Your instructions: The copy must start at the line that contains "Generate a component" and finish at the line that contains "const rowYs = [446, 554, 685];", reproducing each line exactly. Any picture in that span is omitted.

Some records
* * *

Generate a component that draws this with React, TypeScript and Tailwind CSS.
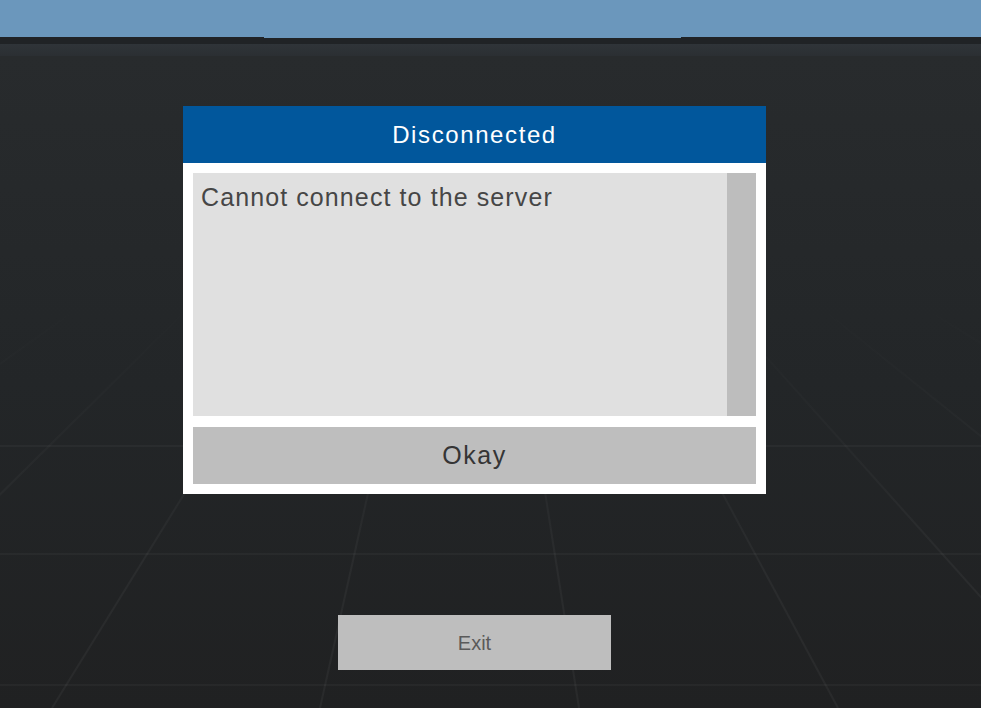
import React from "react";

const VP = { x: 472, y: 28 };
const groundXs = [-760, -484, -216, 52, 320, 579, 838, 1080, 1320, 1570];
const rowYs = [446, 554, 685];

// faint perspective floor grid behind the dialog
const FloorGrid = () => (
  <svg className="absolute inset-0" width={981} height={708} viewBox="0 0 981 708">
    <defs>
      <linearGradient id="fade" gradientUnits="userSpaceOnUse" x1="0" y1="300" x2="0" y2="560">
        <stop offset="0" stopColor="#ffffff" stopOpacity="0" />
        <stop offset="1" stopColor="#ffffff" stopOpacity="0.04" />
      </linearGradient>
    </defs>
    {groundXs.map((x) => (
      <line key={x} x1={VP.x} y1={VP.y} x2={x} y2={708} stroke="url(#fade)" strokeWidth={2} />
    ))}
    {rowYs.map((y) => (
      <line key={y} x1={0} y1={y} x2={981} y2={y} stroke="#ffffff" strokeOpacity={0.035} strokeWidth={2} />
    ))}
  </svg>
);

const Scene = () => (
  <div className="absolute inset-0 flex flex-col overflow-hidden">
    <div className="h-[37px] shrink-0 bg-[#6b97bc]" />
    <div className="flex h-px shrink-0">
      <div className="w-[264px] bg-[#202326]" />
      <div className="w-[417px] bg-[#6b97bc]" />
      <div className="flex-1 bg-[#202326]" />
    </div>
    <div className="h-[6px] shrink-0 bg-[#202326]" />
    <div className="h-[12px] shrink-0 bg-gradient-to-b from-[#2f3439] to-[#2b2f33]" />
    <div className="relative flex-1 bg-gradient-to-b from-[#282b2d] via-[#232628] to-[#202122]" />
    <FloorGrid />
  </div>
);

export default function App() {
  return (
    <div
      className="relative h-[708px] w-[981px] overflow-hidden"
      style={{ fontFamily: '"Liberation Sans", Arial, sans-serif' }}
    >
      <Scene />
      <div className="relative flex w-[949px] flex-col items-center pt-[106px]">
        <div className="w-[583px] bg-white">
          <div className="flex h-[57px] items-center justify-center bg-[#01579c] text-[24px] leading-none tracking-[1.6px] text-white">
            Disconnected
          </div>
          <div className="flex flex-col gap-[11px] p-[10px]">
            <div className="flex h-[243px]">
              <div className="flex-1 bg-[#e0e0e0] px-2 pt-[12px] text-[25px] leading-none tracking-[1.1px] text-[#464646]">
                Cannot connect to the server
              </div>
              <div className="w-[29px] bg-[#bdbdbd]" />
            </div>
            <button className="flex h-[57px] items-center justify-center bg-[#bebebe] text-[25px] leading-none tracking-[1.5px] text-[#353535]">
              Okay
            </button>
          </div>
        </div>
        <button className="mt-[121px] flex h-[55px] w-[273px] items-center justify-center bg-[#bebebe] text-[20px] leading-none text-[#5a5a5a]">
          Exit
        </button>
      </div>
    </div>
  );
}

* * *

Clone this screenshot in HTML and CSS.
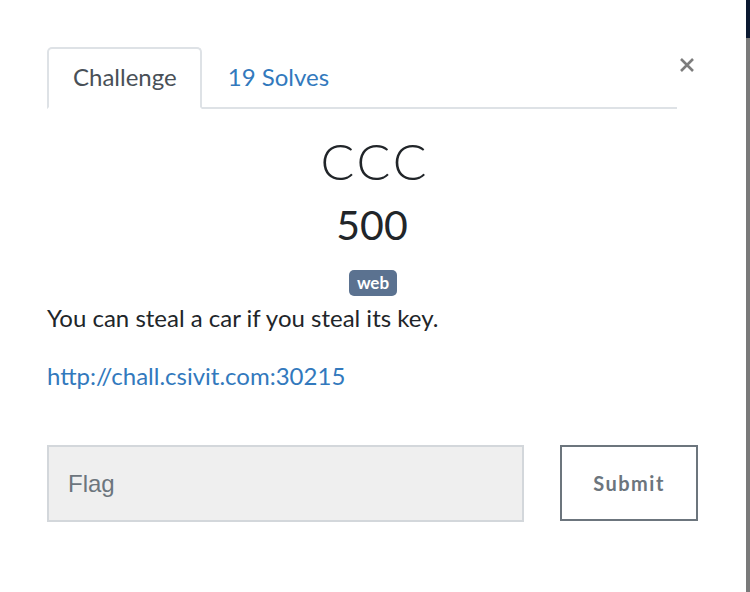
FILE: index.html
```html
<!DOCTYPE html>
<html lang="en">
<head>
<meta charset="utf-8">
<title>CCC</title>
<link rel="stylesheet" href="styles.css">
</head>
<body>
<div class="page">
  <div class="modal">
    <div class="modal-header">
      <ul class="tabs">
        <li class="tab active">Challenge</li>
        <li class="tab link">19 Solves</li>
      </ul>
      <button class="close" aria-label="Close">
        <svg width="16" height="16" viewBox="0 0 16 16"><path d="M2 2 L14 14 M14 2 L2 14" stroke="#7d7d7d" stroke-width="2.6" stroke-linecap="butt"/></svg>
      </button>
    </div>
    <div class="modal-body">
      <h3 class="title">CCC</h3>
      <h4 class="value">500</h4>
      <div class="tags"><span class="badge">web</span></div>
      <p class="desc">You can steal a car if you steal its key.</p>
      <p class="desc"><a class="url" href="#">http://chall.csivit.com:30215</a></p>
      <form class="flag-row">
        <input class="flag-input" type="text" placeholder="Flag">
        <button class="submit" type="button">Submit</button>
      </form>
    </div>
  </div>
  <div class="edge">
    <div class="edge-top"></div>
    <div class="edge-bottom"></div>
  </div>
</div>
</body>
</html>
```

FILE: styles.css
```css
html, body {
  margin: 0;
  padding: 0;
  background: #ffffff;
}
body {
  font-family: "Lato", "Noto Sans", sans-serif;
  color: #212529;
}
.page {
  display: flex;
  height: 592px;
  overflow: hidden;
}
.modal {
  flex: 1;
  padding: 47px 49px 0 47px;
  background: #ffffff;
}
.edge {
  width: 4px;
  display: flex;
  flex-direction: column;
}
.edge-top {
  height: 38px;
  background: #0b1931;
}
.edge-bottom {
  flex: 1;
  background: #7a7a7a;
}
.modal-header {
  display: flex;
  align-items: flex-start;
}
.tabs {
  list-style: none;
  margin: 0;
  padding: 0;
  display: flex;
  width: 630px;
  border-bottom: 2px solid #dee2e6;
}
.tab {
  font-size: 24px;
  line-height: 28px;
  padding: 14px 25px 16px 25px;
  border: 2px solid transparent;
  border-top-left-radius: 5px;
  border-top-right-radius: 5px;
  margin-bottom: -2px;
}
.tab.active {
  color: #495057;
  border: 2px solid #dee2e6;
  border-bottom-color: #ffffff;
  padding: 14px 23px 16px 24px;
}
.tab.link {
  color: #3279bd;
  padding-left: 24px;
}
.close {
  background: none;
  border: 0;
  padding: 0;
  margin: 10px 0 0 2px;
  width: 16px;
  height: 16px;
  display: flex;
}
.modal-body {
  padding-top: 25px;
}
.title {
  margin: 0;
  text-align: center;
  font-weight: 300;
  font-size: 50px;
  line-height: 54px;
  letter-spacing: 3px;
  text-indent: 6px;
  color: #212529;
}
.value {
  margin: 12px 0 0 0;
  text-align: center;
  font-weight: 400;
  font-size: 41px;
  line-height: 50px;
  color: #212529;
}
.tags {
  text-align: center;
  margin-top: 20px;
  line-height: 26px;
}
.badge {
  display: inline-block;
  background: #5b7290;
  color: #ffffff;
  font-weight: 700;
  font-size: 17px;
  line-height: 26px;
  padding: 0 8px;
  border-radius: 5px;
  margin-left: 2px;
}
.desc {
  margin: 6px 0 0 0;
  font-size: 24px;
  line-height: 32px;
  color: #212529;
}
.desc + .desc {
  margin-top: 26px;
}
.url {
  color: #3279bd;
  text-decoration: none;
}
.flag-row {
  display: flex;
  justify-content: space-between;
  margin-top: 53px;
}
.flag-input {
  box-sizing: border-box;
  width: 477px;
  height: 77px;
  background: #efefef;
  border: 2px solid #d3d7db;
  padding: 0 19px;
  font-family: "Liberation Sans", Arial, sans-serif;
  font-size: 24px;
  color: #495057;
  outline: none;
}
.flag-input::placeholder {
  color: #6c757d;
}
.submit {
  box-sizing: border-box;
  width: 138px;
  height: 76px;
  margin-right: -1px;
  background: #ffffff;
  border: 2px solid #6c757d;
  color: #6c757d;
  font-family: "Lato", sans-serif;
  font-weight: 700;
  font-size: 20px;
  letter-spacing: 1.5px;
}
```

* * *

Solution for this problem:
Generate a component that draws this with React, TypeScript and Tailwind CSS.
import React from "react";

const VP = { x: 472, y: 28 };
const groundXs = [-760, -484, -216, 52, 320, 579, 838, 1080, 1320, 1570];
const rowYs = [446, 554, 685];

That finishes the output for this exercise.